* **PROBLEM TO SOLVE**
Write the listing below out again exactly, dropping the images.

* **DATA TO PROCESS**
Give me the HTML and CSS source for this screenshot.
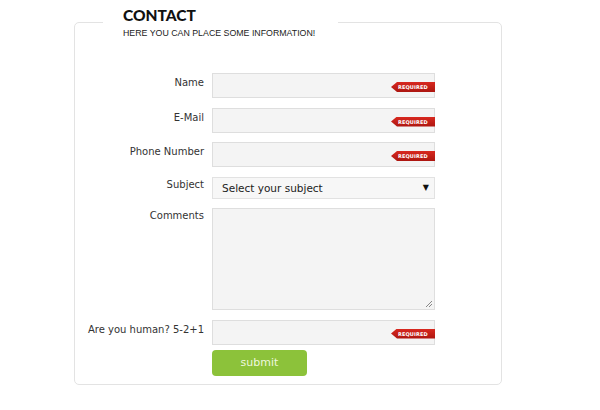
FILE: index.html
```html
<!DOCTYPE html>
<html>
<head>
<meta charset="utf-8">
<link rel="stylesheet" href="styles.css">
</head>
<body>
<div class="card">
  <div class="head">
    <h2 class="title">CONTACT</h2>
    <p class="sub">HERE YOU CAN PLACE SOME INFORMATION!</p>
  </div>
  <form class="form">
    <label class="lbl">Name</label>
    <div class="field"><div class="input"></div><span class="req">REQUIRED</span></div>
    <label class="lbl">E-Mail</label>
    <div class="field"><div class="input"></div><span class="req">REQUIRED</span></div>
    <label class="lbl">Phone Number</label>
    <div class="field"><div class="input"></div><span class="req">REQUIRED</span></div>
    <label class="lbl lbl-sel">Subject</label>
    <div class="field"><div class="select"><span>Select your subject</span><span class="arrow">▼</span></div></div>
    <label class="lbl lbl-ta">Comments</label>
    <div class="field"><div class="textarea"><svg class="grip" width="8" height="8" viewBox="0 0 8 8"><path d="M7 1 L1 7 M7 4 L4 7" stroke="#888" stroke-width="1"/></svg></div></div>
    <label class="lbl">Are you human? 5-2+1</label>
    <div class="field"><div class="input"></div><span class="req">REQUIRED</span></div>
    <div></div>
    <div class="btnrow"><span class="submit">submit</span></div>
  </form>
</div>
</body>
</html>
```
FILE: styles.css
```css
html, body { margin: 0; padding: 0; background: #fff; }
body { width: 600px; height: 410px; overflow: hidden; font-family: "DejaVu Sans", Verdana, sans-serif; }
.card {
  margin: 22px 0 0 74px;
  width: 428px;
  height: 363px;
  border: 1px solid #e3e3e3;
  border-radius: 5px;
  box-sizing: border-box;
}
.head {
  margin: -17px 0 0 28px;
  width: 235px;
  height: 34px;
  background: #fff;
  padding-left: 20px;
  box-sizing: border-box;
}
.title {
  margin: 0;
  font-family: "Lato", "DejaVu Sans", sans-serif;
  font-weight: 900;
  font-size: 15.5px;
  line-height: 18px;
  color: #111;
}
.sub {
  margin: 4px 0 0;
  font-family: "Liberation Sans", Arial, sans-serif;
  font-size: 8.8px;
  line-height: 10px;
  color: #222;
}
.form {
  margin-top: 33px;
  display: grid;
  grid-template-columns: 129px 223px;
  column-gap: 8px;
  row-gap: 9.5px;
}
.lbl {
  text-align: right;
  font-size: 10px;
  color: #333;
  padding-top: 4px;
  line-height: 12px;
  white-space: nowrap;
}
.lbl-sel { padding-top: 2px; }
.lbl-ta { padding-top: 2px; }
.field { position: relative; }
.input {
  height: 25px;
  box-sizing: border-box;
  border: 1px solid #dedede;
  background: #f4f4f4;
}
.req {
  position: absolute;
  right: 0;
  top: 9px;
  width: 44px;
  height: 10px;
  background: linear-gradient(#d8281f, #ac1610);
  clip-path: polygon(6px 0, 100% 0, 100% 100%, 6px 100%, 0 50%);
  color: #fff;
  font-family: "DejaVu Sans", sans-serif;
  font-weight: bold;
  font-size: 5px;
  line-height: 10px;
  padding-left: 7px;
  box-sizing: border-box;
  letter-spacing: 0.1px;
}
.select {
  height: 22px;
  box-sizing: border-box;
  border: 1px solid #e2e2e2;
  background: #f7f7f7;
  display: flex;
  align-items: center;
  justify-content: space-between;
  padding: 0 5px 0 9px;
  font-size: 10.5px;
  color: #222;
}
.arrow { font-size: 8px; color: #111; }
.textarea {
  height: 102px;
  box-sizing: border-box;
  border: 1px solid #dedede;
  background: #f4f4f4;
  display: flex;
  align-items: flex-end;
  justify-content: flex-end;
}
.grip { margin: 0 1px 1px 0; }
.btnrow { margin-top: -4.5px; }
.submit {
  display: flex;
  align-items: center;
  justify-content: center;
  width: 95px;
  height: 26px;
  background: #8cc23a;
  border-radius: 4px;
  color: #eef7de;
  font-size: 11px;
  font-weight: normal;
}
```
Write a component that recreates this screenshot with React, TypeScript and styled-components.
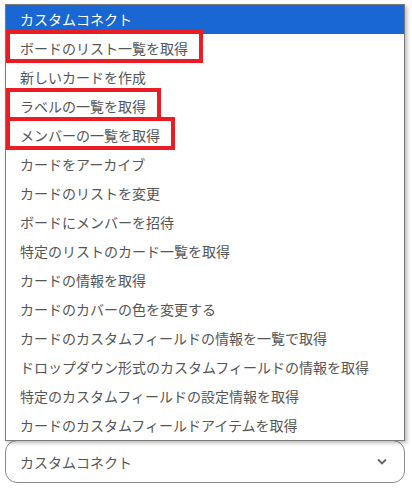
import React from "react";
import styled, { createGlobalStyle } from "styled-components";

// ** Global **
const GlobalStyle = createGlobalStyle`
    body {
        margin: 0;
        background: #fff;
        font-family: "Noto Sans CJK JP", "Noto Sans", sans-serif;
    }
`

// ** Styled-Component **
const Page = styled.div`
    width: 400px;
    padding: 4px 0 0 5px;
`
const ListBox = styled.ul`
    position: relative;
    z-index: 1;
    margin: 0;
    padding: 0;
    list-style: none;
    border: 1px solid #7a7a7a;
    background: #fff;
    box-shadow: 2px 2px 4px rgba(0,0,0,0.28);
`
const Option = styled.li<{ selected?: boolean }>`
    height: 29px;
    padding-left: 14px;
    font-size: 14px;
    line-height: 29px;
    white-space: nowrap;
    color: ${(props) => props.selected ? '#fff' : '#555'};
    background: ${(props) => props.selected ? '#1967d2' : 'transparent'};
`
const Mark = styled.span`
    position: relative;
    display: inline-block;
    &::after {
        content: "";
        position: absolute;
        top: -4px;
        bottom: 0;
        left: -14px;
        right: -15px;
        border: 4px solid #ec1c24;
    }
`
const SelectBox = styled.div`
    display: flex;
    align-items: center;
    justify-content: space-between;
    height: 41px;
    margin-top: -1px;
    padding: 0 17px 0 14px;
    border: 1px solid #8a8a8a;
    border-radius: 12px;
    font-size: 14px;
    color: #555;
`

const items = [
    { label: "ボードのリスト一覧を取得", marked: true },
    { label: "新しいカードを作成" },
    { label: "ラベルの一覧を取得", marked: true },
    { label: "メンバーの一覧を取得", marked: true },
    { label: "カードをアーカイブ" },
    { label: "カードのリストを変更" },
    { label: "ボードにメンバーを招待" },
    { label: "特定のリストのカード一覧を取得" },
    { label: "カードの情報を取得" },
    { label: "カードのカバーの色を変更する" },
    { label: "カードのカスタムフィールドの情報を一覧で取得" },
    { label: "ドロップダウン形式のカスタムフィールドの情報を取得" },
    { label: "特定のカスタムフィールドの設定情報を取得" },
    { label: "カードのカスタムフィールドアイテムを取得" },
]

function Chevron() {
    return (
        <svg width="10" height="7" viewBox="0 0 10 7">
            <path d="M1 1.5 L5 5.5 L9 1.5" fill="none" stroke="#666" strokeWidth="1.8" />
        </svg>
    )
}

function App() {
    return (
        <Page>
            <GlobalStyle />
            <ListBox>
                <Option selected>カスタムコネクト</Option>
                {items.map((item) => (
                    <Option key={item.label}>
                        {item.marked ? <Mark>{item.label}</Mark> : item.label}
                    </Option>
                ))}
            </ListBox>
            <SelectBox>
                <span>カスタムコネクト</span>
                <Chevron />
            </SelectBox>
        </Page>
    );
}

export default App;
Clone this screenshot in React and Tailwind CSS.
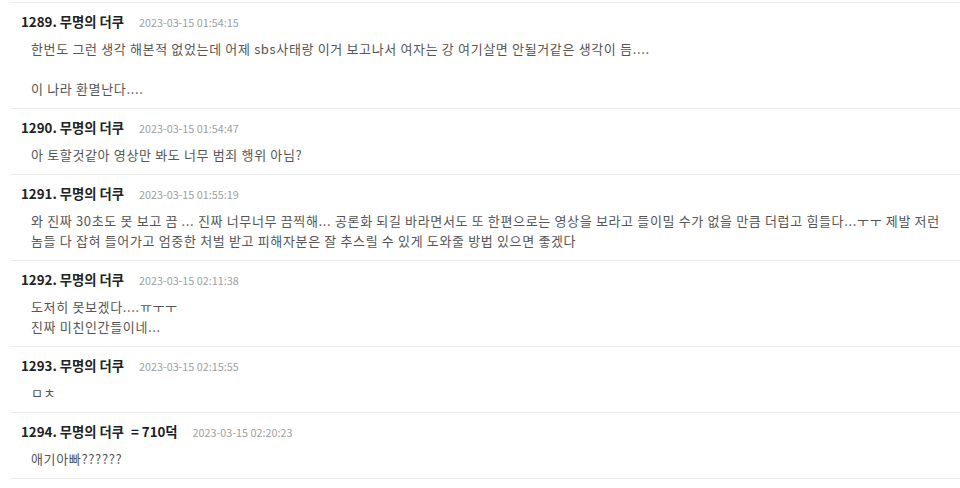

* **OUTPUT FOR THIS EXERCISE**
Give me the HTML and CSS source for this screenshot.
FILE: index.html
```html
<!DOCTYPE html>
<html>
<head>
<meta charset="utf-8">
<link rel="stylesheet" href="styles.css">
</head>
<body>
<div class="card">
  <div class="head">
    <h2 class="title">CONTACT</h2>
    <p class="sub">HERE YOU CAN PLACE SOME INFORMATION!</p>
  </div>
  <form class="form">
    <label class="lbl">Name</label>
    <div class="field"><div class="input"></div><span class="req">REQUIRED</span></div>
    <label class="lbl">E-Mail</label>
    <div class="field"><div class="input"></div><span class="req">REQUIRED</span></div>
    <label class="lbl">Phone Number</label>
    <div class="field"><div class="input"></div><span class="req">REQUIRED</span></div>
    <label class="lbl lbl-sel">Subject</label>
    <div class="field"><div class="select"><span>Select your subject</span><span class="arrow">▼</span></div></div>
    <label class="lbl lbl-ta">Comments</label>
    <div class="field"><div class="textarea"><svg class="grip" width="8" height="8" viewBox="0 0 8 8"><path d="M7 1 L1 7 M7 4 L4 7" stroke="#888" stroke-width="1"/></svg></div></div>
    <label class="lbl">Are you human? 5-2+1</label>
    <div class="field"><div class="input"></div><span class="req">REQUIRED</span></div>
    <div></div>
    <div class="btnrow"><span class="submit">submit</span></div>
  </form>
</div>
</body>
</html>
```
FILE: styles.css
```css
html, body { margin: 0; padding: 0; background: #fff; }
body { width: 600px; height: 410px; overflow: hidden; font-family: "DejaVu Sans", Verdana, sans-serif; }
.card {
  margin: 22px 0 0 74px;
  width: 428px;
  height: 363px;
  border: 1px solid #e3e3e3;
  border-radius: 5px;
  box-sizing: border-box;
}
.head {
  margin: -17px 0 0 28px;
  width: 235px;
  height: 34px;
  background: #fff;
  padding-left: 20px;
  box-sizing: border-box;
}
.title {
  margin: 0;
  font-family: "Lato", "DejaVu Sans", sans-serif;
  font-weight: 900;
  font-size: 15.5px;
  line-height: 18px;
  color: #111;
}
.sub {
  margin: 4px 0 0;
  font-family: "Liberation Sans", Arial, sans-serif;
  font-size: 8.8px;
  line-height: 10px;
  color: #222;
}
.form {
  margin-top: 33px;
  display: grid;
  grid-template-columns: 129px 223px;
  column-gap: 8px;
  row-gap: 9.5px;
}
.lbl {
  text-align: right;
  font-size: 10px;
  color: #333;
  padding-top: 4px;
  line-height: 12px;
  white-space: nowrap;
}
.lbl-sel { padding-top: 2px; }
.lbl-ta { padding-top: 2px; }
.field { position: relative; }
.input {
  height: 25px;
  box-sizing: border-box;
  border: 1px solid #dedede;
  background: #f4f4f4;
}
.req {
  position: absolute;
  right: 0;
  top: 9px;
  width: 44px;
  height: 10px;
  background: linear-gradient(#d8281f, #ac1610);
  clip-path: polygon(6px 0, 100% 0, 100% 100%, 6px 100%, 0 50%);
  color: #fff;
  font-family: "DejaVu Sans", sans-serif;
  font-weight: bold;
  font-size: 5px;
  line-height: 10px;
  padding-left: 7px;
  box-sizing: border-box;
  letter-spacing: 0.1px;
}
.select {
  height: 22px;
  box-sizing: border-box;
  border: 1px solid #e2e2e2;
  background: #f7f7f7;
  display: flex;
  align-items: center;
  justify-content: space-between;
  padding: 0 5px 0 9px;
  font-size: 10.5px;
  color: #222;
}
.arrow { font-size: 8px; color: #111; }
.textarea {
  height: 102px;
  box-sizing: border-box;
  border: 1px solid #dedede;
  background: #f4f4f4;
  display: flex;
  align-items: flex-end;
  justify-content: flex-end;
}
.grip { margin: 0 1px 1px 0; }
.btnrow { margin-top: -4.5px; }
.submit {
  display: flex;
  align-items: center;
  justify-content: center;
  width: 95px;
  height: 26px;
  background: #8cc23a;
  border-radius: 4px;
  color: #eef7de;
  font-size: 11px;
  font-weight: normal;
}
```
Write a component that recreates this screenshot with React, TypeScript and styled-components.
import React from "react";
import styled, { createGlobalStyle } from "styled-components";

// ** Global **
const GlobalStyle = createGlobalStyle`
    body {
        margin: 0;
        background: #fff;
        font-family: "Noto Sans CJK JP", "Noto Sans", sans-serif;
    }
`

// ** Styled-Component **
const Page = styled.div`
    width: 400px;
    padding: 4px 0 0 5px;
`
const ListBox = styled.ul`
    position: relative;
    z-index: 1;
    margin: 0;
    padding: 0;
    list-style: none;
    border: 1px solid #7a7a7a;
    background: #fff;
    box-shadow: 2px 2px 4px rgba(0,0,0,0.28);
`
const Option = styled.li<{ selected?: boolean }>`
    height: 29px;
    padding-left: 14px;
    font-size: 14px;
    line-height: 29px;
    white-space: nowrap;
    color: ${(props) => props.selected ? '#fff' : '#555'};
    background: ${(props) => props.selected ? '#1967d2' : 'transparent'};
`
const Mark = styled.span`
    position: relative;
    display: inline-block;
    &::after {
        content: "";
        position: absolute;
        top: -4px;
        bottom: 0;
        left: -14px;
        right: -15px;
        border: 4px solid #ec1c24;
    }
`
const SelectBox = styled.div`
    display: flex;
    align-items: center;
    justify-content: space-between;
    height: 41px;
    margin-top: -1px;
    padding: 0 17px 0 14px;
    border: 1px solid #8a8a8a;
    border-radius: 12px;
    font-size: 14px;
    color: #555;
`

const items = [
    { label: "ボードのリスト一覧を取得", marked: true },
    { label: "新しいカードを作成" },
    { label: "ラベルの一覧を取得", marked: true },
    { label: "メンバーの一覧を取得", marked: true },
    { label: "カードをアーカイブ" },
    { label: "カードのリストを変更" },
    { label: "ボードにメンバーを招待" },
    { label: "特定のリストのカード一覧を取得" },
    { label: "カードの情報を取得" },
    { label: "カードのカバーの色を変更する" },
    { label: "カードのカスタムフィールドの情報を一覧で取得" },
    { label: "ドロップダウン形式のカスタムフィールドの情報を取得" },
    { label: "特定のカスタムフィールドの設定情報を取得" },
    { label: "カードのカスタムフィールドアイテムを取得" },
]

function Chevron() {
    return (
        <svg width="10" height="7" viewBox="0 0 10 7">
            <path d="M1 1.5 L5 5.5 L9 1.5" fill="none" stroke="#666" strokeWidth="1.8" />
        </svg>
    )
}

function App() {
    return (
        <Page>
            <GlobalStyle />
            <ListBox>
                <Option selected>カスタムコネクト</Option>
                {items.map((item) => (
                    <Option key={item.label}>
                        {item.marked ? <Mark>{item.label}</Mark> : item.label}
                    </Option>
                ))}
            </ListBox>
            <SelectBox>
                <span>カスタムコネクト</span>
                <Chevron />
            </SelectBox>
        </Page>
    );
}

export default App;
Clone this screenshot in React and Tailwind CSS.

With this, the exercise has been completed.